- [Required task]:
Copy the records below exactly, leaving out any pictures.

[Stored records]
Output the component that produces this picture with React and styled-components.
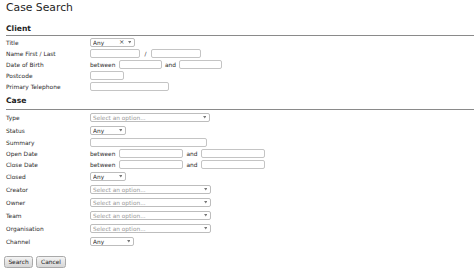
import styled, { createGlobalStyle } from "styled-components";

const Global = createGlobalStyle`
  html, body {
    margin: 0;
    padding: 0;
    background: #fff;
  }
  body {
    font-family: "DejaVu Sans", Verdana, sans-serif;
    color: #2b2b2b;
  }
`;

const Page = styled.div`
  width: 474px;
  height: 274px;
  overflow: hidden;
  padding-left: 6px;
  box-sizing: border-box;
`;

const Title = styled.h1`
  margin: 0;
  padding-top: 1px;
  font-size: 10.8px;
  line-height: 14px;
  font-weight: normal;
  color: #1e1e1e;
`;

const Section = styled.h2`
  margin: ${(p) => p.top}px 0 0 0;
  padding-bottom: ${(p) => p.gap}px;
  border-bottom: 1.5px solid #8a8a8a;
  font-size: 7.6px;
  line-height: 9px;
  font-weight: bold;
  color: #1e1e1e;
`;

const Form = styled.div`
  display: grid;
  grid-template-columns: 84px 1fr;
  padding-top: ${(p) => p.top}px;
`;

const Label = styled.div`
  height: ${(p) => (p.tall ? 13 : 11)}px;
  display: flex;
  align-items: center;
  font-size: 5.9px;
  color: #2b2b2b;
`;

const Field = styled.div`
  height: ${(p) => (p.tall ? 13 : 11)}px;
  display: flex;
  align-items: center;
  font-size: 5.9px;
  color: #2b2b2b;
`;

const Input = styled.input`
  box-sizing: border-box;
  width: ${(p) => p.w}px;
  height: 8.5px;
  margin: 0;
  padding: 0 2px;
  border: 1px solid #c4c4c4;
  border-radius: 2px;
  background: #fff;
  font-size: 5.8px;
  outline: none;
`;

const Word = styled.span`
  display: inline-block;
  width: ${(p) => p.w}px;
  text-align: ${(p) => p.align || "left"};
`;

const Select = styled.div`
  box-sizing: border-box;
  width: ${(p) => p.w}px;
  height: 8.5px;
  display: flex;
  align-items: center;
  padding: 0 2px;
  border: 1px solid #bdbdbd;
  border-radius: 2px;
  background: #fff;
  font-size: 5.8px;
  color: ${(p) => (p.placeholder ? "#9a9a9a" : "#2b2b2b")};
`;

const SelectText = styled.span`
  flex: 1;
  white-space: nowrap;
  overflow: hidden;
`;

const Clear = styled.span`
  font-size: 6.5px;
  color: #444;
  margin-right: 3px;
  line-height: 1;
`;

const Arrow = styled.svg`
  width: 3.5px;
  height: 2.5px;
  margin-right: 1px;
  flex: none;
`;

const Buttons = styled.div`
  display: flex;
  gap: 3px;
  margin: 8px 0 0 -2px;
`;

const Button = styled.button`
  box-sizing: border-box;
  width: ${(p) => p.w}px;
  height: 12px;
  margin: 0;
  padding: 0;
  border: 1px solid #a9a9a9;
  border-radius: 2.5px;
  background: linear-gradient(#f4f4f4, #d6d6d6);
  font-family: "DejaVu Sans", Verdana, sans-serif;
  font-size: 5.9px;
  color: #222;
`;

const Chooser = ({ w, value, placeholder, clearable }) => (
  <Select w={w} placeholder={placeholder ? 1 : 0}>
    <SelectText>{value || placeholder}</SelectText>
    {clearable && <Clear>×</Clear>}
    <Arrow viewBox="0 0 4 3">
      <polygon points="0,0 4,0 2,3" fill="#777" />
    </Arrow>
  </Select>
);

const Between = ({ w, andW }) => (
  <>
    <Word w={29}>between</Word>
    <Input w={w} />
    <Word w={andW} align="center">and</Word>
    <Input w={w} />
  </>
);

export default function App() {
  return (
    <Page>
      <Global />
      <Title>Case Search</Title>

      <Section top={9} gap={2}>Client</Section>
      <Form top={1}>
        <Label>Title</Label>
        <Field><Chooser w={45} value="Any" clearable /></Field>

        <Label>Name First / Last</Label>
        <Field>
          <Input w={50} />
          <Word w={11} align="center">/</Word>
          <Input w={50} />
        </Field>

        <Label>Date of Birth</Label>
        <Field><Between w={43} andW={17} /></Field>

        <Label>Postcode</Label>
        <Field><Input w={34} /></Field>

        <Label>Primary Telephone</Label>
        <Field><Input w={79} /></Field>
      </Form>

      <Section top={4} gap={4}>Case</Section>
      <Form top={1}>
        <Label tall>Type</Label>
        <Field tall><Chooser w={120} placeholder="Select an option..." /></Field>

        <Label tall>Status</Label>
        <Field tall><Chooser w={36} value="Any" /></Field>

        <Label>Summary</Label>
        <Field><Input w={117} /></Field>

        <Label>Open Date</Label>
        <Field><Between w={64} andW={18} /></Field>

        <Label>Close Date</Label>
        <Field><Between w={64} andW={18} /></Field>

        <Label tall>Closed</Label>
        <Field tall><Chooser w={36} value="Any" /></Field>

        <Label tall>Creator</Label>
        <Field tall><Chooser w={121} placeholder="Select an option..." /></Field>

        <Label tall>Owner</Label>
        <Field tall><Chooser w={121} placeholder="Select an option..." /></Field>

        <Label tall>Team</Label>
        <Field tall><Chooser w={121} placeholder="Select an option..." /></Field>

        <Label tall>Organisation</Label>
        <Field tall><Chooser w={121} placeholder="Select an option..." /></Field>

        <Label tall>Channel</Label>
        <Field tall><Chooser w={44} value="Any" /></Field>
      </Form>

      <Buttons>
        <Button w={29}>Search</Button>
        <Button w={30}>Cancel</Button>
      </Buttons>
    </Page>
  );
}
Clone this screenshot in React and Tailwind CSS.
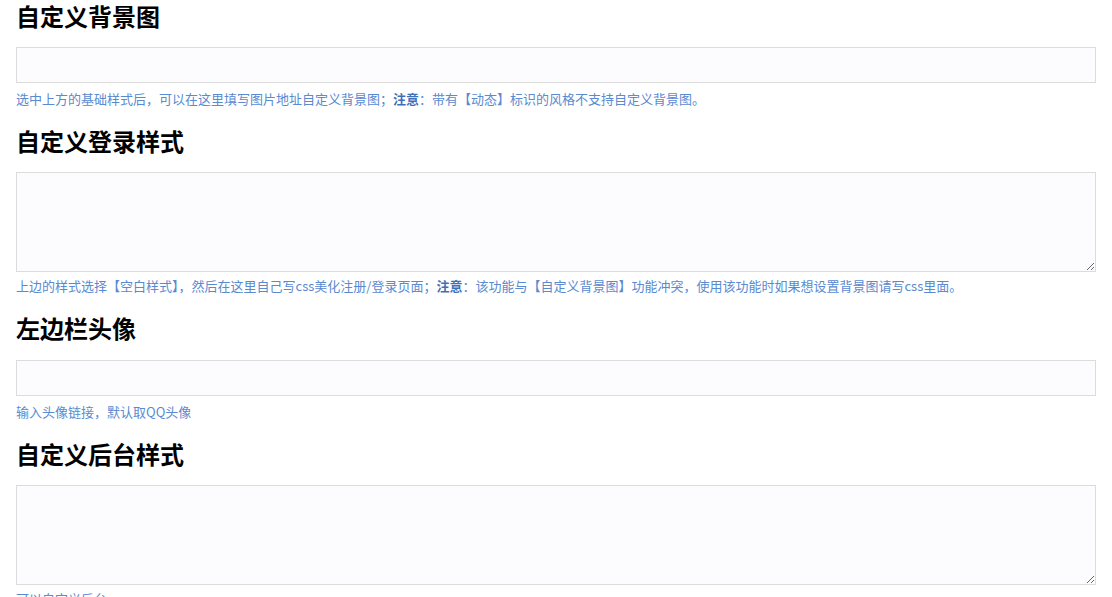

- [Completed task]:
Output the component that produces this picture with React and styled-components.
import styled, { createGlobalStyle } from "styled-components";

const Global = createGlobalStyle`
  html, body {
    margin: 0;
    padding: 0;
    background: #fff;
  }
  body {
    font-family: "DejaVu Sans", Verdana, sans-serif;
    color: #2b2b2b;
  }
`;

const Page = styled.div`
  width: 474px;
  height: 274px;
  overflow: hidden;
  padding-left: 6px;
  box-sizing: border-box;
`;

const Title = styled.h1`
  margin: 0;
  padding-top: 1px;
  font-size: 10.8px;
  line-height: 14px;
  font-weight: normal;
  color: #1e1e1e;
`;

const Section = styled.h2`
  margin: ${(p) => p.top}px 0 0 0;
  padding-bottom: ${(p) => p.gap}px;
  border-bottom: 1.5px solid #8a8a8a;
  font-size: 7.6px;
  line-height: 9px;
  font-weight: bold;
  color: #1e1e1e;
`;

const Form = styled.div`
  display: grid;
  grid-template-columns: 84px 1fr;
  padding-top: ${(p) => p.top}px;
`;

const Label = styled.div`
  height: ${(p) => (p.tall ? 13 : 11)}px;
  display: flex;
  align-items: center;
  font-size: 5.9px;
  color: #2b2b2b;
`;

const Field = styled.div`
  height: ${(p) => (p.tall ? 13 : 11)}px;
  display: flex;
  align-items: center;
  font-size: 5.9px;
  color: #2b2b2b;
`;

const Input = styled.input`
  box-sizing: border-box;
  width: ${(p) => p.w}px;
  height: 8.5px;
  margin: 0;
  padding: 0 2px;
  border: 1px solid #c4c4c4;
  border-radius: 2px;
  background: #fff;
  font-size: 5.8px;
  outline: none;
`;

const Word = styled.span`
  display: inline-block;
  width: ${(p) => p.w}px;
  text-align: ${(p) => p.align || "left"};
`;

const Select = styled.div`
  box-sizing: border-box;
  width: ${(p) => p.w}px;
  height: 8.5px;
  display: flex;
  align-items: center;
  padding: 0 2px;
  border: 1px solid #bdbdbd;
  border-radius: 2px;
  background: #fff;
  font-size: 5.8px;
  color: ${(p) => (p.placeholder ? "#9a9a9a" : "#2b2b2b")};
`;

const SelectText = styled.span`
  flex: 1;
  white-space: nowrap;
  overflow: hidden;
`;

const Clear = styled.span`
  font-size: 6.5px;
  color: #444;
  margin-right: 3px;
  line-height: 1;
`;

const Arrow = styled.svg`
  width: 3.5px;
  height: 2.5px;
  margin-right: 1px;
  flex: none;
`;

const Buttons = styled.div`
  display: flex;
  gap: 3px;
  margin: 8px 0 0 -2px;
`;

const Button = styled.button`
  box-sizing: border-box;
  width: ${(p) => p.w}px;
  height: 12px;
  margin: 0;
  padding: 0;
  border: 1px solid #a9a9a9;
  border-radius: 2.5px;
  background: linear-gradient(#f4f4f4, #d6d6d6);
  font-family: "DejaVu Sans", Verdana, sans-serif;
  font-size: 5.9px;
  color: #222;
`;

const Chooser = ({ w, value, placeholder, clearable }) => (
  <Select w={w} placeholder={placeholder ? 1 : 0}>
    <SelectText>{value || placeholder}</SelectText>
    {clearable && <Clear>×</Clear>}
    <Arrow viewBox="0 0 4 3">
      <polygon points="0,0 4,0 2,3" fill="#777" />
    </Arrow>
  </Select>
);

const Between = ({ w, andW }) => (
  <>
    <Word w={29}>between</Word>
    <Input w={w} />
    <Word w={andW} align="center">and</Word>
    <Input w={w} />
  </>
);

export default function App() {
  return (
    <Page>
      <Global />
      <Title>Case Search</Title>

      <Section top={9} gap={2}>Client</Section>
      <Form top={1}>
        <Label>Title</Label>
        <Field><Chooser w={45} value="Any" clearable /></Field>

        <Label>Name First / Last</Label>
        <Field>
          <Input w={50} />
          <Word w={11} align="center">/</Word>
          <Input w={50} />
        </Field>

        <Label>Date of Birth</Label>
        <Field><Between w={43} andW={17} /></Field>

        <Label>Postcode</Label>
        <Field><Input w={34} /></Field>

        <Label>Primary Telephone</Label>
        <Field><Input w={79} /></Field>
      </Form>

      <Section top={4} gap={4}>Case</Section>
      <Form top={1}>
        <Label tall>Type</Label>
        <Field tall><Chooser w={120} placeholder="Select an option..." /></Field>

        <Label tall>Status</Label>
        <Field tall><Chooser w={36} value="Any" /></Field>

        <Label>Summary</Label>
        <Field><Input w={117} /></Field>

        <Label>Open Date</Label>
        <Field><Between w={64} andW={18} /></Field>

        <Label>Close Date</Label>
        <Field><Between w={64} andW={18} /></Field>

        <Label tall>Closed</Label>
        <Field tall><Chooser w={36} value="Any" /></Field>

        <Label tall>Creator</Label>
        <Field tall><Chooser w={121} placeholder="Select an option..." /></Field>

        <Label tall>Owner</Label>
        <Field tall><Chooser w={121} placeholder="Select an option..." /></Field>

        <Label tall>Team</Label>
        <Field tall><Chooser w={121} placeholder="Select an option..." /></Field>

        <Label tall>Organisation</Label>
        <Field tall><Chooser w={121} placeholder="Select an option..." /></Field>

        <Label tall>Channel</Label>
        <Field tall><Chooser w={44} value="Any" /></Field>
      </Form>

      <Buttons>
        <Button w={29}>Search</Button>
        <Button w={30}>Cancel</Button>
      </Buttons>
    </Page>
  );
}
Clone this screenshot in React and Tailwind CSS.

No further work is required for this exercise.